Similarly, projects within the same scope of work to upgrades janitor closets are more complicated than you might realize:

“Janitor closets renovations/restorations will include (but not be limited to) new ceramic mosaic tile flooring, patching and repairing ceramic cove base, patching and repairing white structural glass wainscoting, concrete masonry and clay tile masonry patching and repairing, patching and repairing of plaster, electrical and lighting wiring upgrades, plumbing piping and fixture upgrades, mechanical exhaust system upgrades and miscellaneous accessories upgrades.”

There is also a specific requirement for the use of American-made aluminum, glass and steel.

This Wednesday, Gov. Jim Justice blasted the project as expensive and out of line with priorities.

“Based on how poorly the Legislature did this past year, the taxpayers shouldn’t pay them for a new outhouse— much less a new luxury bathroom,” Justice stated. “We’ve got schools with bathrooms that don’t work and these politicians want the taxpayers to pay for gold-plated toilets? You’ve got to be kidding me.”

Justice continued, “I’m new to the political process, but is this what they mean by ‘live within your means’? If the facilities are so bad for our lawmakers, I’m happy to get them an outhouse delivered to the Capitol grounds.”

That prompted a response from Senate President Mitch Carmichael, first on MetroNews’ “Talkline” and then in a statement distributed by his office.

“If the governor finds it so deeply offensive that the Senate would choose to spend its reasonably managed operations budget on making our state Capitol more accessible to West Virginians with disabilities, I’m proud to be the person who offended him,” Carmichael stated in the release.

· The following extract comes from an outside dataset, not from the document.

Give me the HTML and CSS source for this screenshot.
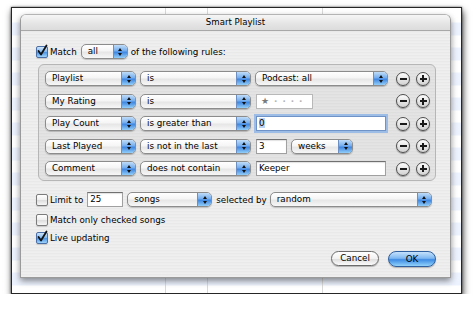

Today on “Talkline,” Senate clerk Clark Barnes said he too was upset by the charges from the governor’s office.

“I am totally disappointed by the disrespect that our governor shows for the institutions that were established by our founding fathers and ratified by the people of West Virginia,” Barnes said.

Barnes said the cost of the current project is significantly less than the total cost of the renovations of 34 bathrooms, which he noted would have averaged $273,500 per bathroom.

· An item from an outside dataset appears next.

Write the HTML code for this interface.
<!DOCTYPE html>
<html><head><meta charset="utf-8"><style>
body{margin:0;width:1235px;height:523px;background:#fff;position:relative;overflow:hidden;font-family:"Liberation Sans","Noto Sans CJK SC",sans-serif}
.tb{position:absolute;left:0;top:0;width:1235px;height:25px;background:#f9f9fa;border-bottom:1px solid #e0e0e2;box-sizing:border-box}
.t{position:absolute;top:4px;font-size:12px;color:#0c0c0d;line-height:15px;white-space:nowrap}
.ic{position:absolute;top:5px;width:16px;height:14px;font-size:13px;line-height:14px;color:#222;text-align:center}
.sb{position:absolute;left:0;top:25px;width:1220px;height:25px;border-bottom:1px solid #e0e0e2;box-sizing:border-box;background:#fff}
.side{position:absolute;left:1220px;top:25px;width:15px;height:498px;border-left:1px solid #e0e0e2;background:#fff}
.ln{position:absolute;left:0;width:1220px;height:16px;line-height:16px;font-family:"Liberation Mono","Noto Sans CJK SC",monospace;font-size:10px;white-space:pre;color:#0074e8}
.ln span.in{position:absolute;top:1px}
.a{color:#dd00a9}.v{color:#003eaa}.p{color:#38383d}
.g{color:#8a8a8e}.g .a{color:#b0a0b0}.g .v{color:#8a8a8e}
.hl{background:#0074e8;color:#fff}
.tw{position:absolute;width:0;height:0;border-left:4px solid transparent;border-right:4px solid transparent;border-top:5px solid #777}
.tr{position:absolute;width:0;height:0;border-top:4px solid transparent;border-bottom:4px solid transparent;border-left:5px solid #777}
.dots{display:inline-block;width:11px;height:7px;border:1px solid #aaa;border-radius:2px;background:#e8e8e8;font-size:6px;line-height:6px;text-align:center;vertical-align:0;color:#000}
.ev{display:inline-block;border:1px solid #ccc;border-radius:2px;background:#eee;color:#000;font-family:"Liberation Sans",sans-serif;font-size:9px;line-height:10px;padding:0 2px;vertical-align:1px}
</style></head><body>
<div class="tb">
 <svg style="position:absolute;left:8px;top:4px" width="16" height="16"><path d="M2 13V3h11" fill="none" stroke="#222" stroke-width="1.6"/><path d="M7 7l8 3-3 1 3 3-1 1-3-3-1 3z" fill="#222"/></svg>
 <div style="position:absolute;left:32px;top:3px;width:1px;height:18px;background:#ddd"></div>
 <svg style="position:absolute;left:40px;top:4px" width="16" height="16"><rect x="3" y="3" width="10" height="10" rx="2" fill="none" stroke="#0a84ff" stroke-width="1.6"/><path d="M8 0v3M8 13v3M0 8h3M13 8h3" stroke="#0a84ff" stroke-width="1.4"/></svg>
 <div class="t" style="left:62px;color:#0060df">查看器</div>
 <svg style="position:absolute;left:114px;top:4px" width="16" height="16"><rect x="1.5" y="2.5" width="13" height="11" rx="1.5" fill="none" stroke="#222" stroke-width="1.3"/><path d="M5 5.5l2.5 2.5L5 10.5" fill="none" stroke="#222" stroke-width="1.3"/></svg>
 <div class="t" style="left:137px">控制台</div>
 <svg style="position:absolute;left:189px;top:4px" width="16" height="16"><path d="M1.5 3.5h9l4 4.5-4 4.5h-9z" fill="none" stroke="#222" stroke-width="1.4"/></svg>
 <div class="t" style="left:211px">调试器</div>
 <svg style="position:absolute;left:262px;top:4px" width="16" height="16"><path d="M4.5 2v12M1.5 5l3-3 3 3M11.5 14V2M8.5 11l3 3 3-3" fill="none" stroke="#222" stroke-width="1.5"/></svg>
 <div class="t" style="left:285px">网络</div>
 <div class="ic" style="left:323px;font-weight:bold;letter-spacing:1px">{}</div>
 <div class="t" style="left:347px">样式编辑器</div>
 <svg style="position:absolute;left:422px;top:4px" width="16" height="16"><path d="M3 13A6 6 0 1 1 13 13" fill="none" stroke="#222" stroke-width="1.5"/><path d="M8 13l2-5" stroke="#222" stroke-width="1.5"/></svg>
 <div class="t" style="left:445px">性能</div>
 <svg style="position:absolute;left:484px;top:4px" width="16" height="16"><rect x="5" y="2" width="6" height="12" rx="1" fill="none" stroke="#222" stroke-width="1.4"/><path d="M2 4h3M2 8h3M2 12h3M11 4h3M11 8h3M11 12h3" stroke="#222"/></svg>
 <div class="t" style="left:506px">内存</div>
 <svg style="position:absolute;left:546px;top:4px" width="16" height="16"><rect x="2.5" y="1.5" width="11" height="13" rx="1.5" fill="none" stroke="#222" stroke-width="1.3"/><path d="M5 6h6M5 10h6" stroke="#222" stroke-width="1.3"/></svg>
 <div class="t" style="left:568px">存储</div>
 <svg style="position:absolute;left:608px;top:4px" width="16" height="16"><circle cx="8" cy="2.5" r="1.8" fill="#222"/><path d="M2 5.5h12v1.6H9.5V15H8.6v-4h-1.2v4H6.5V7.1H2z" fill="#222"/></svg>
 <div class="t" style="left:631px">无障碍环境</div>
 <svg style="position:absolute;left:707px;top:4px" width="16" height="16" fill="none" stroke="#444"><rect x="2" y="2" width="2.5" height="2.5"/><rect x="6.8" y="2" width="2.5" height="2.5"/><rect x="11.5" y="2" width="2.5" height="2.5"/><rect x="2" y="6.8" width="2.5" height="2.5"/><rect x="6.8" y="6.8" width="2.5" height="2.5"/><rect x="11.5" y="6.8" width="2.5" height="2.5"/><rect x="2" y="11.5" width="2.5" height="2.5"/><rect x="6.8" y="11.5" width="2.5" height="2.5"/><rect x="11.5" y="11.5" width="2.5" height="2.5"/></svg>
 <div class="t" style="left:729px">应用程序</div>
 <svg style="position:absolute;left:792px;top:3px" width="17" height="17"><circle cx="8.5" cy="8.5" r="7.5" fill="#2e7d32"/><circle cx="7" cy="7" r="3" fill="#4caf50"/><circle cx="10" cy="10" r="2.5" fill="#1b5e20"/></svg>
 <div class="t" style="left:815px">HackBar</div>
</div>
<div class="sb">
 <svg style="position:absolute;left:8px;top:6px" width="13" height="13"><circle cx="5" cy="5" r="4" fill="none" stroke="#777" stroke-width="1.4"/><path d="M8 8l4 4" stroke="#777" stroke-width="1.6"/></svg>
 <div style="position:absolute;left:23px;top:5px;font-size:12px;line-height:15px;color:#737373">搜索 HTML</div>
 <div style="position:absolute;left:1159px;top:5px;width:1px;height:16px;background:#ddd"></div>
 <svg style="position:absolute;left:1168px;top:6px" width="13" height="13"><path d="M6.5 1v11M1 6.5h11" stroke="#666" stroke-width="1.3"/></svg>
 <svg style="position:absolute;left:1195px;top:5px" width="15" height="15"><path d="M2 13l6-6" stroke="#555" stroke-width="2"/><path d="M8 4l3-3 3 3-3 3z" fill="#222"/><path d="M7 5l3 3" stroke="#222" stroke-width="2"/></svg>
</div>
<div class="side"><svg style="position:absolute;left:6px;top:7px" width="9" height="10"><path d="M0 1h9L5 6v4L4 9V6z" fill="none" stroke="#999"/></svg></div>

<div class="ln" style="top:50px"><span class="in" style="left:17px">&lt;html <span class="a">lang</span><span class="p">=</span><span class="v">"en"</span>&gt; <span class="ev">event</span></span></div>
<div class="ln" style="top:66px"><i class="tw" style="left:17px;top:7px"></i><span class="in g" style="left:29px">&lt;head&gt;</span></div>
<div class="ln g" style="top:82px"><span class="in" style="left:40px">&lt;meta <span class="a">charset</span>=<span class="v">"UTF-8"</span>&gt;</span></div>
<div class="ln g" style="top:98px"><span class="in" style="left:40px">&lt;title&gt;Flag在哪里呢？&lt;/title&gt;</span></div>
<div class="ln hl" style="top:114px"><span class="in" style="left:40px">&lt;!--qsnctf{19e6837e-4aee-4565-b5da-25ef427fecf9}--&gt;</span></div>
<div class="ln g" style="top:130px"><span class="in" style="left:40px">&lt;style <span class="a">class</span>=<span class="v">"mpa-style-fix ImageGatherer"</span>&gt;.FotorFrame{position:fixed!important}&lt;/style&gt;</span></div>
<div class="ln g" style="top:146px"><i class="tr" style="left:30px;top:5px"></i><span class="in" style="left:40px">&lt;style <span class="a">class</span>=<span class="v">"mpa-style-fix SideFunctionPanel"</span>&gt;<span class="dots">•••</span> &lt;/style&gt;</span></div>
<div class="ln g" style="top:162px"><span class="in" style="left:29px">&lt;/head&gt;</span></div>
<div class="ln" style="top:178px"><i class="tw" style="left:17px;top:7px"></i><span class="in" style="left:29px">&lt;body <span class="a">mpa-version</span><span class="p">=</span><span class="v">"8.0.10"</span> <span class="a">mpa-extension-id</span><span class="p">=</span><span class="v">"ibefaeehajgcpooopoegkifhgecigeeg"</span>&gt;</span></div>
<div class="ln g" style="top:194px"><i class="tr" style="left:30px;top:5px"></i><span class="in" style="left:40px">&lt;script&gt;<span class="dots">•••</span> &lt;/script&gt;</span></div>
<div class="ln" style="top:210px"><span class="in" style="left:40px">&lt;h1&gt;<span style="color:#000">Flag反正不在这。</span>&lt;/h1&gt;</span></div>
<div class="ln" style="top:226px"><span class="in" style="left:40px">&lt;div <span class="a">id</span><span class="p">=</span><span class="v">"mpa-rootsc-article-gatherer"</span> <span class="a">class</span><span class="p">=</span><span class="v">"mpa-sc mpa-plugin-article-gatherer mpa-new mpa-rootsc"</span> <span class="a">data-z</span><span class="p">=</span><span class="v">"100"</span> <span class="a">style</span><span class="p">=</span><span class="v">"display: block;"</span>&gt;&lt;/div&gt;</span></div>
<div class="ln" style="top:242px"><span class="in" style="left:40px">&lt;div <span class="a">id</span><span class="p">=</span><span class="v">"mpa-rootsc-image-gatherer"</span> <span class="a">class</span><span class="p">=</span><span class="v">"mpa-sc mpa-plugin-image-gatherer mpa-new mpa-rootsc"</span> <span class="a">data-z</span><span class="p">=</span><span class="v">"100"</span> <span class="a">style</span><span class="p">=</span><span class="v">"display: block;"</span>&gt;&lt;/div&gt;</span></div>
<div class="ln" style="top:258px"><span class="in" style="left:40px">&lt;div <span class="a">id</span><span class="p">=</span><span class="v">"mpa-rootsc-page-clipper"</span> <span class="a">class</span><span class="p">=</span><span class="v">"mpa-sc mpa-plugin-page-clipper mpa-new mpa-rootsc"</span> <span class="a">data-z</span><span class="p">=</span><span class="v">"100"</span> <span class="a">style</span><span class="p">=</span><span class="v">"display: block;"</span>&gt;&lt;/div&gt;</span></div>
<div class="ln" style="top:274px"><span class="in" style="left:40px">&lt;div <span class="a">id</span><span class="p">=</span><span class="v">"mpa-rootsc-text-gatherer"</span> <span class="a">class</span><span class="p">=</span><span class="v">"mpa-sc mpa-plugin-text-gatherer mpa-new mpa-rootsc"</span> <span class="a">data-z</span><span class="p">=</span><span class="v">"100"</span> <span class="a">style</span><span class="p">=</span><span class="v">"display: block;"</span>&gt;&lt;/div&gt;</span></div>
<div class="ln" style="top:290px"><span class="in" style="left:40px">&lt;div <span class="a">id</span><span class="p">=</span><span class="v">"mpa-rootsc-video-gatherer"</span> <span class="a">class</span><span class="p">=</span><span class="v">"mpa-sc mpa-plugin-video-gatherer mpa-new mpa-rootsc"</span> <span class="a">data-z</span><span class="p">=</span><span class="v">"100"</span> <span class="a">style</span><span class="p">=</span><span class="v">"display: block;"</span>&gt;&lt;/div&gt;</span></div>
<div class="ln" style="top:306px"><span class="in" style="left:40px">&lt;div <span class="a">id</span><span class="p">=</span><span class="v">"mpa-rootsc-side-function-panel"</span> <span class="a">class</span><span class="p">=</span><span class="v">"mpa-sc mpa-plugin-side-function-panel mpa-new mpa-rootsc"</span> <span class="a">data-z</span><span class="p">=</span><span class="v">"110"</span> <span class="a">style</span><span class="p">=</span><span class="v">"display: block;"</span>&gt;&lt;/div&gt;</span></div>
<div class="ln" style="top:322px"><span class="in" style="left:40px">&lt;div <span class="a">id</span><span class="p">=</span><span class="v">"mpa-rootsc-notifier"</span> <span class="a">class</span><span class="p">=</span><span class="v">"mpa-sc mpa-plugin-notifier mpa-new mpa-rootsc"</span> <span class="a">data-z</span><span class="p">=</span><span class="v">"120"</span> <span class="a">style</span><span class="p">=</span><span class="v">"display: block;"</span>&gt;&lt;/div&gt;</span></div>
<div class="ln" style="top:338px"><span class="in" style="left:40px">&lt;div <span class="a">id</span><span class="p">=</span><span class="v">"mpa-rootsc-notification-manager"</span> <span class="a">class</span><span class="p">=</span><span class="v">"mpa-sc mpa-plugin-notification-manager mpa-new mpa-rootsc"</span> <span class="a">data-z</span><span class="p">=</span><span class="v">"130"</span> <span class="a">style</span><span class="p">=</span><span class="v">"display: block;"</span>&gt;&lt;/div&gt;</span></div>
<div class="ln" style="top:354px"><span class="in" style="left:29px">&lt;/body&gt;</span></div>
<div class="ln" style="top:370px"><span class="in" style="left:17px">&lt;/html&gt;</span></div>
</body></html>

“The question is not could we have done it cheaper — the question is, could we have done it for a whole lot more, because that was the plan,” Barnes said.

Barnes said the expense above and beyond a normal renovation project has to do with the need to match the Capitol’s historic architecture.

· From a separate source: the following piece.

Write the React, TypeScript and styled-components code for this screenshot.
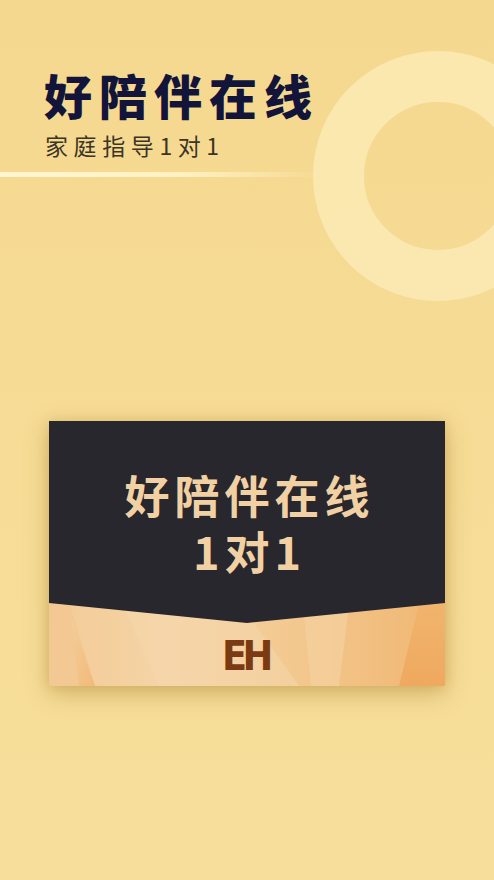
import React from "react";
import styled, { createGlobalStyle } from "styled-components";

const Global = createGlobalStyle`
  html, body { margin: 0; padding: 0; }
  body { background: #f6db94; }
`;

const Page = styled.div`
  position: relative;
  width: 494px;
  height: 880px;
  overflow: hidden;
  background: linear-gradient(180deg, #f5d88f 0%, #f6dc96 50%, #f7de9a 100%);
  font-family: "Noto Sans CJK SC", "Noto Sans", sans-serif;
`;

const Ring = styled.div`
  position: absolute;
  left: 313px;
  top: 51px;
  width: 148px;
  height: 148px;
  border-radius: 50%;
  border: 51px solid #fbe9b2;
  opacity: 0.92;
`;

const Header = styled.header`
  position: relative;
  display: flex;
  flex-direction: column;
  padding: 66px 0 0 44px;
`;

const Title = styled.h1`
  margin: 0;
  font-size: 48px;
  line-height: 56px;
  font-weight: 900;
  letter-spacing: 7px;
  color: #12143a;
`;

const Subtitle = styled.p`
  margin: 8px 0 0 1px;
  font-size: 23px;
  line-height: 30px;
  font-weight: 400;
  letter-spacing: 5.6px;
  color: #3b3526;
`;

const Rule = styled.div`
  width: 320px;
  height: 5px;
  margin: 12px 0 0 -44px;
  background: linear-gradient(90deg, #fff6d2 0%, #fff1c4 55%, rgba(255, 240, 190, 0) 100%);
`;

const Stage = styled.main`
  display: flex;
  justify-content: center;
  padding: 244px 0 0 0;
`;

const Card = styled.section`
  position: relative;
  width: 396px;
  height: 265px;
  display: flex;
  flex-direction: column;
  background: #f3cd9b;
  box-shadow: 0 8px 22px rgba(170, 130, 50, 0.45), 0 0 10px rgba(190, 150, 70, 0.3);
`;

const Facets = styled.svg`
  position: absolute;
  left: 0;
  bottom: 0;
  width: 396px;
  height: 90px;
`;

const DarkTop = styled.div`
  position: relative;
  height: 202px;
  background: #27272d;
  clip-path: polygon(0 0, 100% 0, 100% 182px, 50% 202px, 0 182px);
  display: flex;
  flex-direction: column;
  align-items: center;
  padding-top: 46px;
  box-sizing: border-box;
`;

const CardTitle = styled.h2`
  margin: 0;
  text-align: center;
  font-size: 45px;
  line-height: 56px;
  font-weight: 700;
  letter-spacing: 5px;
  color: #f1d1a3;
  padding-left: 5px;
`;

const Bottom = styled.div`
  position: relative;
  flex: 1;
  display: flex;
  justify-content: center;
  align-items: center;
  padding-top: 2px;
`;

const Mark = styled.span`
  font-family: "DejaVu Sans", "Noto Sans", sans-serif;
  font-size: 40px;
  line-height: 40px;
  font-weight: 700;
  letter-spacing: -5px;
  color: #7b3b12;
  transform: scaleX(0.92);
  margin-left: -4px;
`;

export default function App() {
  return (
    <Page>
      <Global />
      <Ring />
      <Header>
        <Title>好陪伴在线</Title>
        <Subtitle>家庭指导1对1</Subtitle>
        <Rule />
      </Header>
      <Stage>
        <Card>
          <Facets viewBox="0 0 396 90" preserveAspectRatio="none">
            <defs>
              <linearGradient id="base" x1="0" y1="0" x2="1" y2="0">
                <stop offset="0" stopColor="#f3cb96" />
                <stop offset="0.3" stopColor="#f5d4a6" />
                <stop offset="0.6" stopColor="#f3c990" />
                <stop offset="1" stopColor="#f0b672" />
              </linearGradient>
              <linearGradient id="wedge" x1="0" y1="0" x2="1" y2="1">
                <stop offset="0" stopColor="#f4cf9c" />
                <stop offset="1" stopColor="#f1b674" />
              </linearGradient>
              <linearGradient id="right" x1="0" y1="0" x2="0" y2="1">
                <stop offset="0" stopColor="#f1b56e" />
                <stop offset="1" stopColor="#efa95f" />
              </linearGradient>
            </defs>
            <rect x="0" y="0" width="396" height="90" fill="url(#base)" />
            <polygon points="0,0 18,0 46,90 0,90" fill="#f3c892" />
            <polygon points="22,20 46,90 30,90" fill="url(#wedge)" opacity="0.8" />
            <polygon points="70,0 200,20 250,90 110,90" fill="#f6d8ae" opacity="0.5" />
            <polygon points="255,20 300,10 290,90 262,90" fill="#f6d6a8" opacity="0.5" />
            <polygon points="372,0 396,0 396,90 350,90" fill="url(#right)" />
          </Facets>
          <DarkTop>
            <CardTitle>
              好陪伴在线
              <br />
              1对1
            </CardTitle>
          </DarkTop>
          <Bottom>
            <Mark>EH</Mark>
          </Bottom>
        </Card>
      </Stage>
    </Page>
  );
}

“We’re talking about a building with architectural integrity that is very, very special. We are required to maintain not only that architectural integrity but that historical integrity that is in this building. So that becomes very, very expensive.

“It’s not like we can just tear things out or put a bunch of plastic up — or we can just paint the floor or something of that nature. When we tear up the floor, which is going to take hours and hours of labor, then we’re going to have to put down a floor that pretty well matches the architectural drawings of this building in 1932.”

Specifically, contractors will have to match Vitrolite, the name for a kind of pigmented structural glass that was used in the original tiles in the bathrooms. As architectural tastes changed, that kind of glass stopped being manufactured.

“If you’re going to purchase it in this country, you’re going to have to find it used,” Barnes said.

Nick Casey

Justice administration chief of staff Nick Casey, also appearing on “Talkline,” said the priority of spending on Capitol bathrooms should be reconsidered while the state is strapped for money.

For example, he said the Division of Corrections has $74 million in deferred maintenance costs.

“Think of it like this: You don’t have a leak on your roof at the state. The roof has fallen in, and these guys are fixing bathrooms. You’d better get out there and fix the roof,” Casey said.

Casey continued, “Wake up everybody. The place is on financial fire. We’ve got to get serious about this.”